Another example that you should take note is of Children International. Earlier in the day, I received a July 2020 newsletter from the nonprofit emphasising on the snapshots of life during a pandemic. They could get rid of the word newsletter from the email title.
The photo essay takes me to the blog which showcases 10 images of children from across the globe how they are battling the pandemic. For example, Muhammad, a sponsored child in India, practices resilience skills and self‑calming activities like gardening to cope while under stay-at-home orders.
The blog ends with a bold call to action - “See the latest updates on how your support continues to help us adapt” rather than a donation page link.
The nonprofit smartly reverses the communication from how it is supporting the society to how people like us can support the causes. Even when you sponsor a child, the nonprofit wants you to learn first about the specific child’s struggle.
For example, Aaliya who is from India tells about herself, her family, her house, and poverty in India. In addition to this the nonprofit gives you complete details about how sponsorship works, what can a sponsor expects, and details about the financials. Just shows out the effort of the nonprofit not only offline but online also with content.
Finally the obvious question: “We don’t have the money to hire a world-class design and tech agency.”
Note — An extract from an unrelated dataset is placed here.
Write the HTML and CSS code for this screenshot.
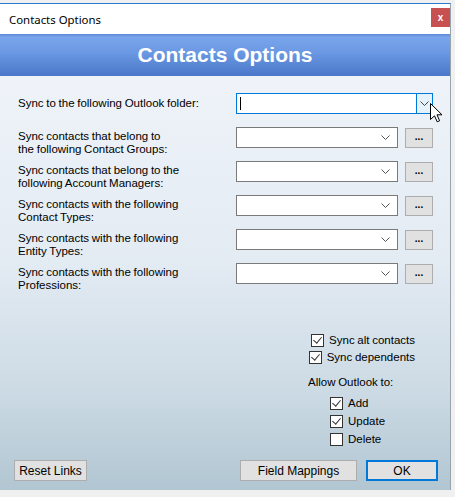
FILE: index.html
```html
<!DOCTYPE html>
<html lang="en">
<head>
    <meta charset="UTF-8">
    <title>Contacts Options</title>
    <link rel="stylesheet" href="styles.css">
</head>
<body>
    <div class="window">
        <div class="titlebar">
            <span class="title">Contacts Options</span>
            <span class="close">x</span>
        </div>
        <div class="header">Contacts Options</div>

        <div class="content">
            <div class="fields">
                <div class="field single">
                    <label>Sync to the following Outlook folder:</label>
                    <div class="combo active">
                        <span class="caret"></span>
                        <span class="drop">
                            <svg width="9" height="5" viewBox="0 0 9 5"><path d="M0.5 0.5 L4.5 4.5 L8.5 0.5" fill="none" stroke="#444" stroke-width="1"/></svg>
                        </span>
                    </div>
                </div>
                <div class="field">
                    <label>Sync contacts that belong to<br>the following Contact Groups:</label>
                    <div class="combo"><span class="chev"><svg width="9" height="5" viewBox="0 0 9 5"><path d="M0.5 0.5 L4.5 4.5 L8.5 0.5" fill="none" stroke="#555" stroke-width="1"/></svg></span></div>
                    <button class="dots">...</button>
                </div>
                <div class="field">
                    <label>Sync contacts that belong to the<br>following Account Managers:</label>
                    <div class="combo"><span class="chev"><svg width="9" height="5" viewBox="0 0 9 5"><path d="M0.5 0.5 L4.5 4.5 L8.5 0.5" fill="none" stroke="#555" stroke-width="1"/></svg></span></div>
                    <button class="dots">...</button>
                </div>
                <div class="field">
                    <label>Sync contacts with the following<br>Contact Types:</label>
                    <div class="combo"><span class="chev"><svg width="9" height="5" viewBox="0 0 9 5"><path d="M0.5 0.5 L4.5 4.5 L8.5 0.5" fill="none" stroke="#555" stroke-width="1"/></svg></span></div>
                    <button class="dots">...</button>
                </div>
                <div class="field">
                    <label>Sync contacts with the following<br>Entity Types:</label>
                    <div class="combo"><span class="chev"><svg width="9" height="5" viewBox="0 0 9 5"><path d="M0.5 0.5 L4.5 4.5 L8.5 0.5" fill="none" stroke="#555" stroke-width="1"/></svg></span></div>
                    <button class="dots">...</button>
                </div>
                <div class="field">
                    <label>Sync contacts with the following<br>Professions:</label>
                    <div class="combo"><span class="chev"><svg width="9" height="5" viewBox="0 0 9 5"><path d="M0.5 0.5 L4.5 4.5 L8.5 0.5" fill="none" stroke="#555" stroke-width="1"/></svg></span></div>
                    <button class="dots">...</button>
                </div>
            </div>

            <div class="options">
                <div class="checks">
                    <div class="check"><span class="box on"></span>Sync alt contacts</div>
                    <div class="check"><span class="box on"></span>Sync dependents</div>
                </div>
                <div class="allow">
                    <div class="allow-title">Allow Outlook to:</div>
                    <div class="allow-list">
                        <div class="check"><span class="box on"></span>Add</div>
                        <div class="check"><span class="box on"></span>Update</div>
                        <div class="check"><span class="box"></span>Delete</div>
                    </div>
                </div>
            </div>

            <div class="footer">
                <button class="btn reset">Reset Links</button>
                <button class="btn mappings">Field Mappings</button>
                <button class="btn ok">OK</button>
            </div>
        </div>
    </div>

    <!-- mouse pointer over the first drop-down -->
    <svg class="pointer" width="13" height="20" viewBox="0 0 13 20">
        <path d="M0.5 0.5 L0.5 16.5 L4.5 12.8 L7.2 18.8 L9.6 17.8 L7 11.8 L12 11.8 Z" fill="#fff" stroke="#000" stroke-width="1" stroke-linejoin="miter"/>
    </svg>
</body>
</html>
```

FILE: styles.css
```css
body {
    margin: 0;
    width: 455px;
    height: 497px;
    overflow: hidden;
    background-color: #f0f0f0;
    font-family: "Liberation Sans", Arial, sans-serif;
    position: relative;
}
.window {
    margin-top: 3px;
    width: 450px;
    border-top: 1px solid #2a78d2;
    border-right: 1px solid #9aa4ad;
    background-color: #fff;
}
.titlebar {
    height: 30px;
    display: flex;
    align-items: center;
    justify-content: space-between;
    padding: 0 0 0 9px;
}
.title {
    font-family: "Noto Sans", sans-serif;
    font-size: 11.4px;
    color: #000;
    margin-top: 1px;
}
.close {
    width: 19px;
    height: 19px;
    margin-top: -3px;
    background-color: #c75050;
    color: #fff;
    font-size: 10px;
    font-weight: bold;
    display: flex;
    align-items: center;
    justify-content: center;
}
.header {
    height: 42px;
    background: linear-gradient(#5c88d4 0, #79a5ec 3px, #6b98e2 45%, #4a77c9 100%);
    color: #fff;
    font-size: 21px;
    font-weight: bold;
    text-align: center;
    line-height: 42px;
}
.content {
    height: 414px;
    box-sizing: border-box;
    padding: 17px 0 9px 18px;
    background: linear-gradient(#eff3f9 0, #e3ebf3 45%, #cddbe5 75%, #b1c6d2 100%);
    display: flex;
    flex-direction: column;
    font-size: 11.5px;
    word-spacing: -0.5px;
    color: #000;
}
.fields {
    display: flex;
    flex-direction: column;
    gap: 13px;
}
.field {
    height: 21px;
    display: flex;
    align-items: flex-start;
}
.field label {
    width: 218px;
    line-height: 13px;
    padding-top: 3px;
    white-space: nowrap;
}
.field.single {
    align-items: center;
}
.field.single label {
    padding-top: 0;
}
.combo {
    width: 162px;
    height: 21px;
    box-sizing: border-box;
    border: 1px solid #7a7a7a;
    background-color: #fff;
    position: relative;
    display: flex;
    align-items: center;
    justify-content: flex-end;
}
.chev {
    margin-right: 7px;
    display: flex;
}
.combo.active {
    width: 197px;
    border-color: #0078d7;
    justify-content: space-between;
}
.caret {
    width: 1px;
    height: 13px;
    margin-left: 3px;
    background-color: #000;
}
.drop {
    width: 16px;
    height: 19px;
    box-sizing: border-box;
    border-left: 1px solid #0078d7;
    background-color: #e5f1fb;
    display: flex;
    align-items: center;
    justify-content: center;
}
.dots {
    margin-left: 7px;
    margin-top: 1px;
    width: 28px;
    height: 20px;
    padding: 0 0 4px;
    border: 1px solid #adadad;
    background-color: #e1e1e1;
    font-family: "Liberation Sans", Arial, sans-serif;
    font-size: 10px;
    font-weight: bold;
    color: #000;
}
.options {
    margin-top: 50px;
    display: flex;
    flex-direction: column;
    align-items: flex-end;
    padding-right: 35px;
}
.checks {
    display: flex;
    flex-direction: column;
    align-items: flex-end;
    gap: 4px;
}
.check {
    display: flex;
    align-items: center;
    height: 13px;
    line-height: 13px;
}
.box {
    width: 13px;
    height: 13px;
    box-sizing: border-box;
    border: 1px solid #333;
    background-color: #fff;
    margin-right: 5px;
    position: relative;
}
.box.on::after {
    content: "";
    position: absolute;
    left: 3px;
    top: 0px;
    width: 4px;
    height: 7px;
    border: solid #333;
    border-width: 0 1px 1px 0;
    transform: rotate(40deg);
}
.allow {
    margin-top: 12px;
    width: 107px;
    margin-right: 0;
}
.allow-title {
    line-height: 13px;
}
.allow-list {
    margin-top: 8px;
    margin-left: 22px;
    display: flex;
    flex-direction: column;
    gap: 5px;
}
.footer {
    margin-top: auto;
    display: flex;
    padding-right: 12px;
    margin-left: -4px;
}
.btn {
    height: 21px;
    border: 1px solid #adadad;
    background-color: #e1e1e1;
    font-family: "Liberation Sans", Arial, sans-serif;
    font-size: 12px;
    color: #000;
    padding: 0;
}
.reset {
    width: 73px;
}
.mappings {
    width: 117px;
    margin-left: auto;
}
.ok {
    width: 72px;
    margin-left: 9px;
    border: 2px solid #0078d7;
}
.pointer {
    position: absolute;
    left: 430px;
    top: 103px;
}
```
You don’t have to hire an expensive design but you can always do the research, see the design, think like a donor, and simplify the entire giving process. You can use a piece of paper and pencil to draw a rough design. You don’t need to be an artist. Post that you can get it executed and fine-tuned by a developer or an agency. It isn’t rocket science.
However, first you will have to believe in the “Content to Commerce Play”.